This Thanksgiving, no doubt, is going to be different. Our typical gatherings with family and friends likely will be more subdued — even virtual — as we contend with the impact of a pandemic. All of us have been affected by this virus in some way.
Thanksgiving is a time for sharing gratitude for all of our blessings. Yet it might be difficult to get into the spirit of giving thanks in the midst of a pandemic. But we can find inspiration by reflecting inward and viewing Thanksgiving through the lens of our faith.
In his column this week, Archbishop Mitchell Rozanski said that Thanksgiving gives us a time of peace and connection that leaves us refreshed and inspires us to do it all over again next year. We can find that sense of peace within the context of our faith, all year long from the source and summit of our Catholic faith — Jesus Christ, truly present in the Eucharist.
“Faith calls us to place the Eucharist at the center of our lives — to arrange our schedule around it, and prepare for it,” Archbishop Rozanski wrote. “It can be a bit hectic. But when we do so we experience the fruit of the Eucharist — a peace that comes to us because of our union with the Lord, and a connection with each other because of our union in Him. That’s a taste — literally — of God’s presence.”

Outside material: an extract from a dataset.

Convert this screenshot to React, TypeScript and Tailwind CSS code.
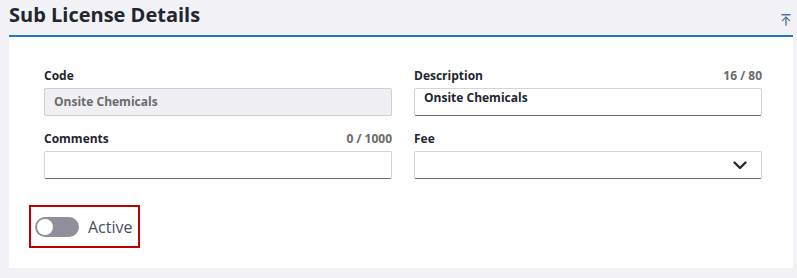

This week, we also highlight numerous examples in the Catechism of the Catholic Church that share the connection between faith and thanksgiving. The Eucharist, the Holy Spirit, and even hallowing God’s name are all examples in which we may find expressions of thanksgiving.
Just as inspiring this Thanksgiving are the many ways in which others are continuing to support a community in need. At Sts. Teresa and Bridget Parish in St. Louis, for example, more than 400 turkeys were distributed to people in the neighborhood as well as other churches and organizations, who then give to people in need. The parish’s St. Vincent de Paul Society conference also provided much-needed paper products.

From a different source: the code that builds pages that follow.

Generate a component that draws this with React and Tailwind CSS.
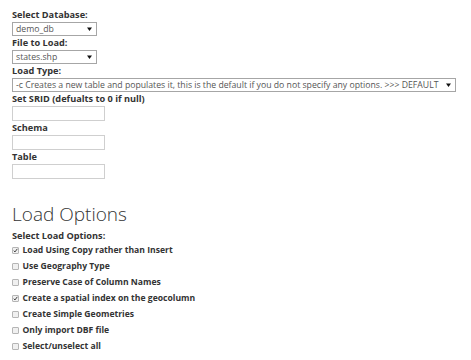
import React from "react";

const loadOptions = [
  { id: "copy", label: "Load Using Copy rather than Insert", checked: true },
  { id: "geography", label: "Use Geography Type", checked: false },
  { id: "preserve", label: "Preserve Case of Column Names", checked: false },
  { id: "index", label: "Create a spatial index on the geocolumn", checked: true },
  { id: "simple", label: "Create Simple Geometries", checked: false },
  { id: "dbf", label: "Only import DBF file", checked: false },
  { id: "all", label: "Select/unselect all", checked: false }
];

function Select({ value, className }) {
  return (
    <div
      className={`h-[14px] flex items-center justify-between border border-[#a6a6a6] bg-white pl-[3px] pr-[4px] text-[8.7px] text-[#555] leading-none ${className}`}
    >
      <span className="whitespace-nowrap">{value}</span>
      <svg width="5" height="4" viewBox="0 0 5 4" className="shrink-0">
        <path d="M0 0.5 L5 0.5 L2.5 4 Z" fill="#111" />
      </svg>
    </div>
  );
}

function Label({ children }) {
  return <div className="h-[14px] leading-[14px] text-[9.2px] font-bold text-[#333]">{children}</div>;
}

function TextInput() {
  return <div className="h-[15px] w-[93px] border border-[#cfcfcf] bg-white" />;
}

function Checkbox({ checked }) {
  return (
    <span className="w-[7px] h-[7px] border border-[#b5b5b5] rounded-[1px] bg-[#f0f0f0] flex items-center justify-center shrink-0">
      {checked && (
        <svg width="7" height="7" viewBox="0 0 7 7">
          <path d="M1 3.8 L2.8 5.5 L6 1.2" stroke="#333" strokeWidth="1.3" fill="none" />
        </svg>
      )}
    </span>
  );
}

export default function App() {
  return (
    <div className="bg-white min-h-[360px] pl-[12px] pt-[8px] text-[#333]" style={{ fontFamily: '"Open Sans", sans-serif' }}>
      <Label>Select Database:</Label>
      <Select value="demo_db" className="w-[85px]" />
      <Label>File to Load:</Label>
      <Select value="states.shp" className="w-[85px]" />
      <Label>Load Type:</Label>
      <Select
        value="-c Creates a new table and populates it, this is the default if you do not specify any options. >>> DEFAULT"
        className="w-[444px]"
      />
      <Label>Set SRID (defualts to 0 if null)</Label>
      <TextInput />
      <Label>Schema</Label>
      <TextInput />
      <Label>Table</Label>
      <TextInput />

      <h1 className="mt-[22px] text-[19px] leading-[26px] font-light text-[#333]">Load Options</h1>
      <div className="mt-[3px] h-[12px] leading-[12px] text-[9.2px] font-bold">Select Load Options:</div>
      <div className="flex flex-col">
        {loadOptions.map((opt) => (
          <label key={opt.id} className="h-[16px] flex items-center gap-[3.5px] text-[8.6px] font-bold text-[#333]">
            <Checkbox checked={opt.checked} />
            <span>{opt.label}</span>
          </label>
        ))}
      </div>
    </div>
  );
}
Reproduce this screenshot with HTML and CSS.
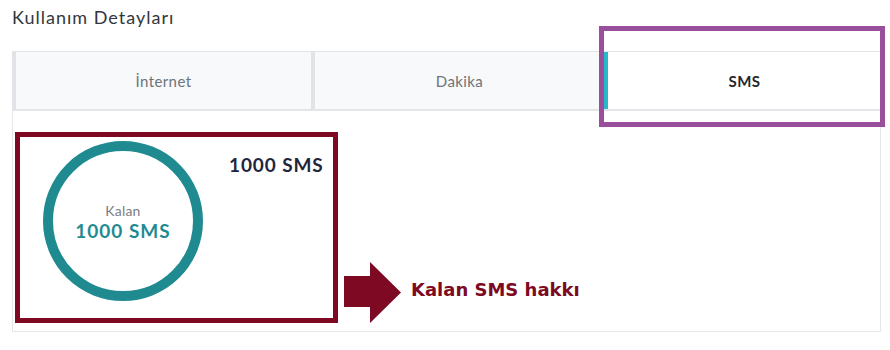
FILE: index.html
```html
<!DOCTYPE html>
<html lang="tr">
<head>
    <meta charset="UTF-8">
    <meta name="viewport" content="width=device-width, initial-scale=1.0">
    <title>Kullanım Detayları</title>
    <link rel="stylesheet" href="styles.css">
</head>
<body>
    <div class="page">
        <h2 class="title">Kullanım Detayları</h2>

        <div class="tabs">
            <div class="tab">İnternet</div>
            <div class="tab">Dakika</div>
            <div class="tab active">SMS</div>
        </div>

        <div class="panel">
            <div class="usage">
                <div class="ring">
                    <svg width="160" height="160" viewBox="0 0 160 160">
                        <circle cx="80" cy="80" r="75" fill="none" stroke="#1f8b91" stroke-width="10"/>
                    </svg>
                    <div class="ring-text">
                        <div class="ring-label">Kalan</div>
                        <div class="ring-value">1000 SMS</div>
                    </div>
                </div>
                <div class="total">1000 SMS</div>
            </div>
        </div>

        <!-- açıklama işaretleri -->
        <div class="mark mark-tab"></div>
        <div class="mark mark-usage"></div>
        <div class="hint">
            <svg width="58" height="61" viewBox="0 0 58 61">
                <path d="M0 14 H26 V0 L57 30.5 L26 61 V45 H0 Z" fill="#7d0a22"/>
            </svg>
            <span>Kalan SMS hakkı</span>
        </div>
    </div>
</body>
</html>
```

FILE: styles.css
```css
* {
    margin: 0;
    padding: 0;
    box-sizing: border-box;
}
body {
    font-family: Lato, "Open Sans", sans-serif;
    background: #fff;
    color: #2b2d33;
}
.page {
    position: relative;
    width: 890px;
    height: 350px;
    padding: 5px 9px 0 12px;
}
.title {
    font-size: 18px;
    font-weight: 400;
    color: #34363c;
    line-height: 24px;
    letter-spacing: 1px;
}
.tabs {
    display: grid;
    grid-template-columns: 299px 293px 1fr;
    margin-top: 22px;
    border-top: 1px solid #e3e5e8;
    border-bottom: 2px solid #e3e5e8;
}
.tab {
    height: 57px;
    display: flex;
    align-items: center;
    justify-content: center;
    background: #f7f9fa;
    border-left: 4px solid #e1e3e7;
    font-size: 15px;
    color: #6f7278;
    letter-spacing: 0.4px;
}
.tab.active {
    background: #fff;
    border-left-color: #25b9c9;
    color: #25272d;
    font-weight: 700;
}
.panel {
    height: 221px;
    border: 1px solid #e6e7ea;
    border-top: none;
    padding: 30px 0 0 30px;
}
.usage {
    display: flex;
    align-items: flex-start;
}
.ring {
    position: relative;
    width: 160px;
    height: 160px;
}
.ring svg {
    display: block;
}
.ring-text {
    position: absolute;
    inset: 0;
    display: flex;
    flex-direction: column;
    align-items: center;
    justify-content: center;
    padding-top: 2px;
}
.ring-label {
    font-size: 14px;
    color: #7b7d82;
    line-height: 18px;
    letter-spacing: 0.2px;
}
.ring-value {
    font-size: 19px;
    font-weight: 700;
    color: #1f8b91;
    line-height: 22px;
    letter-spacing: 1px;
}
.total {
    margin: 12px 0 0 26px;
    font-size: 19px;
    font-weight: 700;
    color: #22253a;
    letter-spacing: 0.9px;
}
.mark {
    position: absolute;
    border: 5px solid #9a4f9d;
}
.mark-tab {
    left: 599px;
    top: 26px;
    width: 286px;
    height: 101px;
}
.mark-usage {
    left: 15px;
    top: 132px;
    width: 323px;
    height: 191px;
    border-color: #7d0a22;
}
.hint {
    position: absolute;
    left: 344px;
    top: 262px;
    display: flex;
    align-items: center;
    gap: 9px;
}
.hint svg {
    display: block;
}
.hint span {
    margin-bottom: 6px;
    font-family: "DejaVu Sans", Verdana, sans-serif;
    font-weight: 700;
    font-size: 18px;
    color: #7d0a22;
}
```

Even with the stress that comes with a pandemic, people are finding ways to continue to support those in need in our community. “God has blessed us and blessed this church,” said Marvin Brown, who participated in the turkey distribution Nov. 18.
It’s an act of love, but it’s also an act of faith. Recognizing that our blessings come from God, we take the peace we find inside our hearts and turn that outward in a spirit of giving. And being there for our neighbors in need becomes much easier when we see the face of Christ in others.